Stop Using their Language
“One believes things because one has been conditioned to believe them."
One of the benefits of being a natural contrarian with heightened pattern recognition is my knee-jerk refusal to give into mutilations of language to cover up nefariousness. (That, good teeth, and a wicked sense of humor are my best traits really.) This has come in real handy in the Era of Trump. The constant barrage of attempted coined phrases thrown at us by The Machine is terrifyingly impressive. It’s genuinely hard to do anything than just buy into the language in order to continue a conversation.
I’m here with a plea, though. Don’t.
The problem with buying into the language is that it gives the project credibility and obfuscates responsibility. To wit:
One Big Beautiful Bill
Make America Great Again
Make America Healthy Again
Department of Government Efficiency
Perhaps the latest and most offensive of these turns of phrases is the recklessly conceived and constructed “Alligator Alcatraz.” Note: that will be the last time I use this phrase in my writing here. I find it not only offensive but completely unrepresentative of what is actually going on.
And that’s the problem isn’t it?
The tent prison camp in the Everglades isn’t Alcatraz at all. It’s much closer to Auschwitz. But we’re being given a name—a grand and mischievous misnomer—to cover up the worst of it. The expectation that we continue to use the name they give us goes without saying. In fact, the merchandise has already been printed.
But unlike the completely obtuse “Make America Great Again,” Alligator Auschwitz is a real place that can be identified with purposes that are quite clear and methods that are vile, inhumane, and torturous. People will be cooked alive in Florida heat in overcrowded tents in the middle of the swamp. If alligators can, indeed, access the building, inhabitants will be powerless to do anything to defend themselves. Even if they cannot, insect-borne illness and water-borne illness will infect the population there. People will die.
And he wants to call it that because he recently watched Escape from Alcatraz and thought it was cool. (I prefer The Rock, frankly.)
And we should not call it that because it obfuscates the truth: it’s a death camp.
Every time the media and the public buy into one of these phrases of his, we are tacitly agreeing to the playing field he is setting. This is why he wins so many fights. This is how bullies win so many arguments. They control the rules and the language, thereby decimating the truth. Pretty soon we’re arguing not about the truth of their proposition but the degree to which they’re adhering to their own agenda.
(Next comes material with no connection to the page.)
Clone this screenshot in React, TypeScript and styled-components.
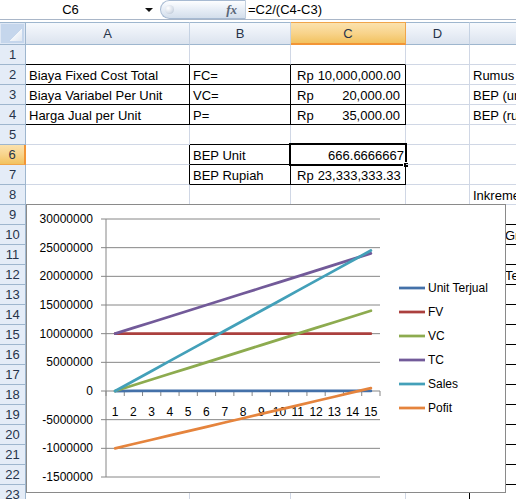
import React from 'react';
import styled, { createGlobalStyle, css } from 'styled-components';

const GlobalStyle = createGlobalStyle`
  html, body {
    margin: 0;
    padding: 0;
    background: #ffffff;
  }
  body {
    font-family: "Liberation Sans", Arial, sans-serif;
  }
`;

const Window = styled.div`
  position: relative;
  width: 516px;
  height: 499px;
  overflow: hidden;
  background: #ffffff;
`;

// formula bar
const FormulaBar = styled.div`
  display: flex;
  align-items: stretch;
  height: 19px;
  border-bottom: 1px solid #a9b6c8;
  font-size: 13px;
  color: #000;
`;

const NameBox = styled.div`
  display: flex;
  align-items: center;
  width: 160px;
`;

const NameText = styled.div`
  width: 141px;
  text-align: center;
`;

const DropArrow = styled.div`
  width: 0;
  height: 0;
  margin-left: 4px;
  border-left: 4px solid transparent;
  border-right: 4px solid transparent;
  border-top: 4px solid #111;
`;

const FxPill = styled.div`
  position: relative;
  display: flex;
  align-items: center;
  justify-content: flex-end;
  box-sizing: border-box;
  width: 86px;
  height: 19px;
  padding-right: 8px;
  border: 1px solid #a7bad2;
  border-right-color: #c3cfdd;
  border-radius: 10px 0 0 10px;
  background: linear-gradient(to bottom, #fdfeff 0%, #e9eff7 45%, #d3deeb 100%);
`;

const Knob = styled.div`
  position: absolute;
  left: 4px;
  top: 4px;
  width: 9px;
  height: 9px;
  border-radius: 50%;
  background: radial-gradient(circle at 35% 35%, #ffffff 0%, #d9e0ea 55%, #aab7c8 100%);
`;

const FxLabel = styled.span`
  font-family: "Liberation Serif", "Times New Roman", serif;
  font-style: italic;
  font-weight: bold;
  font-size: 13px;
  color: #5a6677;
`;

const FormulaText = styled.div`
  display: flex;
  align-items: center;
  padding-left: 2px;
`;

const Gap = styled.div`
  height: 2px;
  background: #ffffff;
`;

// sheet grid
const Sheet = styled.div`
  display: grid;
  grid-template-columns: 26px 164px 101px 115px 64px 220px;
  grid-template-rows: 23px;
  grid-auto-rows: 20px;
  font-size: 13px;
`;

const headerSelected = css`
  background: linear-gradient(to bottom, #fbe2ae 0%, #f8d48c 50%, #f2c25f 100%);
  border-color: #f0a54a;
`;

const Corner = styled.div`
  position: relative;
  box-sizing: border-box;
  border-top: 1px solid #9eb6ce;
  border-right: 1px solid #9eb6ce;
  border-bottom: 1px solid #9eb6ce;
  background: #c5d6ec;
  box-shadow: inset 0 0 0 1px #dfe8f5;

  &::after {
    content: '';
    position: absolute;
    right: 3px;
    bottom: 3px;
    width: 13px;
    height: 13px;
    background: linear-gradient(to bottom right, transparent 50%, #f4f7fb 50%, #dfe6f0 100%);
  }
`;

const ColHeader = styled.div<{ $selected?: boolean }>`
  display: flex;
  align-items: center;
  justify-content: center;
  box-sizing: border-box;
  border-top: 1px solid #9eb6ce;
  border-right: 1px solid #c5d2e3;
  border-bottom: 1px solid #9eb6ce;
  background: linear-gradient(to bottom, #f6f9fd 0%, #e9eef6 50%, #dbe3ee 100%);
  color: #27344a;
  ${(p) => p.$selected && headerSelected}
  ${(p) => p.$selected && css`border-bottom: 2px solid #f29536;`}
`;

const RowHeader = styled.div<{ $selected?: boolean }>`
  display: flex;
  align-items: center;
  justify-content: center;
  box-sizing: border-box;
  border-right: 1px solid #9eb6ce;
  border-bottom: 1px solid #9eb6ce;
  background: #e4ecf7;
  color: #27344a;
  ${(p) => p.$selected && headerSelected}
  ${(p) => p.$selected && css`border-right: 2px solid #f29536;`}
`;

const Cell = styled.div<{ $br?: boolean; $bb?: boolean; $align?: string; $indent?: number }>`
  position: relative;
  display: flex;
  align-items: center;
  gap: 4px;
  box-sizing: border-box;
  padding: 1px ${(p) => (p.$align === 'acct' ? 5 : p.$align === 'right' ? 1 : 0)}px 0
    ${(p) => (p.$align === 'acct' ? 6 : 3 + (p.$indent || 0))}px;
  border-right: 1px solid ${(p) => (p.$br ? '#000' : '#d0d7e5')};
  border-bottom: 1px solid ${(p) => (p.$bb ? '#000' : '#d0d7e5')};
  justify-content: ${(p) =>
    p.$align === 'right' ? 'flex-end' : p.$align === 'acct' ? 'space-between' : 'flex-start'};
  white-space: nowrap;
  color: #000;
`;

const Selection = styled.div`
  position: absolute;
  left: -2px;
  top: -2px;
  width: 118px;
  height: 23px;
  box-sizing: border-box;
  border: 2px solid #000;
  pointer-events: none;

  &::after {
    content: '';
    position: absolute;
    right: -4px;
    bottom: -4px;
    width: 4px;
    height: 4px;
    background: #000;
    border: 1px solid #fff;
  }
`;

// chart
const ChartBox = styled.div`
  position: absolute;
  left: 26px;
  top: 204px;
  width: 480px;
  height: 289px;
  box-sizing: border-box;
  border: 1px solid #8a8a8a;
  background: #ffffff;
`;

const ChartSvg = styled.svg`
  display: block;
  font-family: "Liberation Sans", Arial, sans-serif;
  font-size: 12px;
`;

interface CellSpec {
  text?: string;
  align?: 'left' | 'right' | 'acct';
  br?: boolean;
  bb?: boolean;
  indent?: number;
  selected?: boolean;
}

const columns = ['A', 'B', 'C', 'D', 'E'];
const ROWS = 23;

const buildRows = (): CellSpec[][] => {
  const rows: CellSpec[][] = [];
  for (let r = 1; r <= ROWS; r++) rows.push(columns.map(() => ({})));
  const set = (r: number, c: number, spec: CellSpec) => {
    rows[r - 1][c] = { ...rows[r - 1][c], ...spec };
  };

  // top edge of input block
  set(1, 0, { bb: true });
  set(1, 1, { bb: true });
  set(1, 2, { bb: true });

  const inputs = [
    ['Biaya Fixed Cost Total', 'FC=', '10,000,000.00', 'Rumus BEP'],
    ['Biaya Variabel Per Unit', 'VC=', '20,000.00', 'BEP (unit) = FC / (P - VC)'],
    ['Harga Jual per Unit', 'P=', '35,000.00', 'BEP (rupiah) = FC / (1 - VC/P)'],
  ];
  inputs.forEach(([a, b, c, e], i) => {
    const r = i + 2;
    set(r, 0, { text: a, br: true, bb: true });
    set(r, 1, { text: b, br: true, bb: true });
    set(r, 2, { text: c, align: 'acct', br: true, bb: true });
    set(r, 4, { text: e });
  });

  set(5, 1, { bb: true });
  set(5, 2, { bb: true });
  set(6, 0, { br: true });
  set(7, 0, { br: true });
  set(6, 1, { text: 'BEP Unit', br: true, bb: true });
  set(6, 2, { text: '666.6666667', align: 'right', br: true, bb: true, selected: true });
  set(7, 1, { text: 'BEP Rupiah', br: true, bb: true });
  set(7, 2, { text: '23,333,333.33', align: 'acct', br: true, bb: true });
  set(8, 4, { text: 'Inkremental' });

  for (let r = 9; r <= 23; r++) {
    set(r, 3, { br: true });
    if (r <= 22) set(r, 4, { bb: true });
  }
  set(10, 4, { text: 'Grafik BEP', indent: 32 });
  set(12, 4, { text: 'Terjual', indent: 32 });
  return rows;
};

const sheetRows = buildRows();

// chart geometry, in page pixels
const PLOT_LEFT = 106;
const PLOT_RIGHT = 380;
const ZERO_Y = 391;
const PX_PER_UNIT = 172 / 30000000;
const CATS = 15;
const catW = (PLOT_RIGHT - PLOT_LEFT) / CATS;
const cx = (i: number) => PLOT_LEFT + catW * (i + 0.5);
const yv = (v: number) => ZERO_Y - v * PX_PER_UNIT;

const yTicks = [30000000, 25000000, 20000000, 15000000, 10000000, 5000000, 0, -5000000, -10000000, -15000000];
const yLabels = ['30000000', '25000000', '20000000', '15000000', '10000000', '5000000', '0', '-5000000', '-1000000', '-1500000'];

const units = Array.from({ length: CATS }, (_, i) => 50 * i);

const series = [
  { name: 'Unit Terjual', color: '#4471a9', data: units },
  { name: 'FV', color: '#ab403e', data: units.map(() => 10000000) },
  { name: 'VC', color: '#8dab4f', data: units.map((u) => 20000 * u) },
  { name: 'TC', color: '#725a99', data: units.map((u) => 10000000 + 20000 * u) },
  { name: 'Sales', color: '#43a0b9', data: units.map((u) => 35000 * u) },
  { name: 'Pofit', color: '#e5843d', data: units.map((u) => 15000 * u - 10000000) },
];

const BepChart: React.FC = () => (
  <ChartBox>
    <ChartSvg width={478} height={287} viewBox="27 205 478 287">
      {yTicks.map((v) => (
        <line key={v} x1={PLOT_LEFT - 5} x2={PLOT_RIGHT} y1={yv(v)} y2={yv(v)} stroke="#868686" strokeWidth={1} />
      ))}
      <line x1={PLOT_LEFT} x2={PLOT_LEFT} y1={yv(30000000)} y2={yv(-15000000)} stroke="#868686" strokeWidth={1} />
      {Array.from({ length: CATS + 1 }, (_, k) => (
        <line
          key={k}
          x1={PLOT_LEFT + catW * k}
          x2={PLOT_LEFT + catW * k}
          y1={ZERO_Y}
          y2={ZERO_Y + 5}
          stroke="#868686"
          strokeWidth={1}
        />
      ))}
      {yTicks.map((v, i) => (
        <text key={v} x={93} y={yv(v)} textAnchor="end" dominantBaseline="central" fill="#000">
          {yLabels[i]}
        </text>
      ))}
      {units.map((_, i) => (
        <text key={i} x={cx(i)} y={412} textAnchor="middle" dominantBaseline="central" fill="#000">
          {i + 1}
        </text>
      ))}
      {series.map((s) => (
        <polyline
          key={s.name}
          points={s.data.map((v, i) => `${cx(i)},${yv(v)}`).join(' ')}
          fill="none"
          stroke={s.color}
          strokeWidth={2.75}
          strokeLinecap="round"
          strokeLinejoin="round"
        />
      ))}
      {series.map((s, i) => (
        <g key={s.name}>
          <line x1={399} x2={425} y1={288 + i * 24} y2={288 + i * 24} stroke={s.color} strokeWidth={2.75} />
          <text x={428} y={288 + i * 24} dominantBaseline="central" fill="#000">
            {s.name}
          </text>
        </g>
      ))}
    </ChartSvg>
  </ChartBox>
);

const App: React.FC = () => {
  return (
    <Window>
      <GlobalStyle />
      <FormulaBar>
        <NameBox>
          <NameText>C6</NameText>
          <DropArrow />
        </NameBox>
        <FxPill>
          <Knob />
          <FxLabel>fx</FxLabel>
        </FxPill>
        <FormulaText>=C2/(C4-C3)</FormulaText>
      </FormulaBar>
      <Gap />
      <Sheet>
        <Corner />
        {columns.map((c) => (
          <ColHeader key={c} $selected={c === 'C'}>
            {c === 'E' ? '' : c}
          </ColHeader>
        ))}
        {sheetRows.map((row, r) => (
          <React.Fragment key={r}>
            <RowHeader $selected={r + 1 === 6}>{r + 1}</RowHeader>
            {row.map((cell, c) => (
              <Cell key={c} $br={cell.br} $bb={cell.bb} $align={cell.align} $indent={cell.indent}>
                {cell.align === 'acct' ? (
                  <>
                    <span>Rp</span>
                    <span>{cell.text}</span>
                  </>
                ) : (
                  cell.text
                )}
                {cell.selected && <Selection />}
              </Cell>
            ))}
          </React.Fragment>
        ))}
      </Sheet>
      <BepChart />
    </Window>
  );
};

export default App;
Just think about it, how many times have you heard reporters start a question with something like, “You said last week that your goals for MAHA were to get at chronic illness in the nation, do you think your latest moves are achieving that?” The argument has changed from whether MAHA or MAGA or One Big Bastard of a Bill (thanks, Kevin) is or was ever a sound proposition to whether he and his cronies achieved their own agenda. It’s much easier for them to not only win that game, but bend the rules and change the goal posts along the way.
In high school, I was assigned 1984 at the same time as I was assigned Brave New World. I always found Aldous Huxley’s interpretation of a dystopian future far more prophetic. While there are certainly Orwellian themes that we should learn from, his the differentiation in how each protagonist took on the mainstream viewpoint (lies) and challenged it seemed very different to me.
I always thought Huxley nailed it but couldn’t quite put my finger on why. I still grapple with this. But I think it has to do with the fact that we have more people that challenge the government’s attachment to these words than we have those who adhere to them.
For now.
They will keep pressing on, and on, and on. It is crucial that we keep pushing back. Using their language cedes the first move to the playground bully who is the best at what he does: manipulating a situation and causing chaos. The trouble is that in order to challenge him from reality, we need at least a shared version that represents the common good in a way that a majority of people can buy into. Given that everything being done seems to be already unpopular should be a solid start. There’s more that is needed to build coalitions. Relationships built on negative feelings of another party are never sustainable in the long run.
Until and beyond then, language matters. We shouldn’t be using our words loosely. Don’t start the argument by conceding the initial point. And don’t let the bully tell you that your lunch money is his.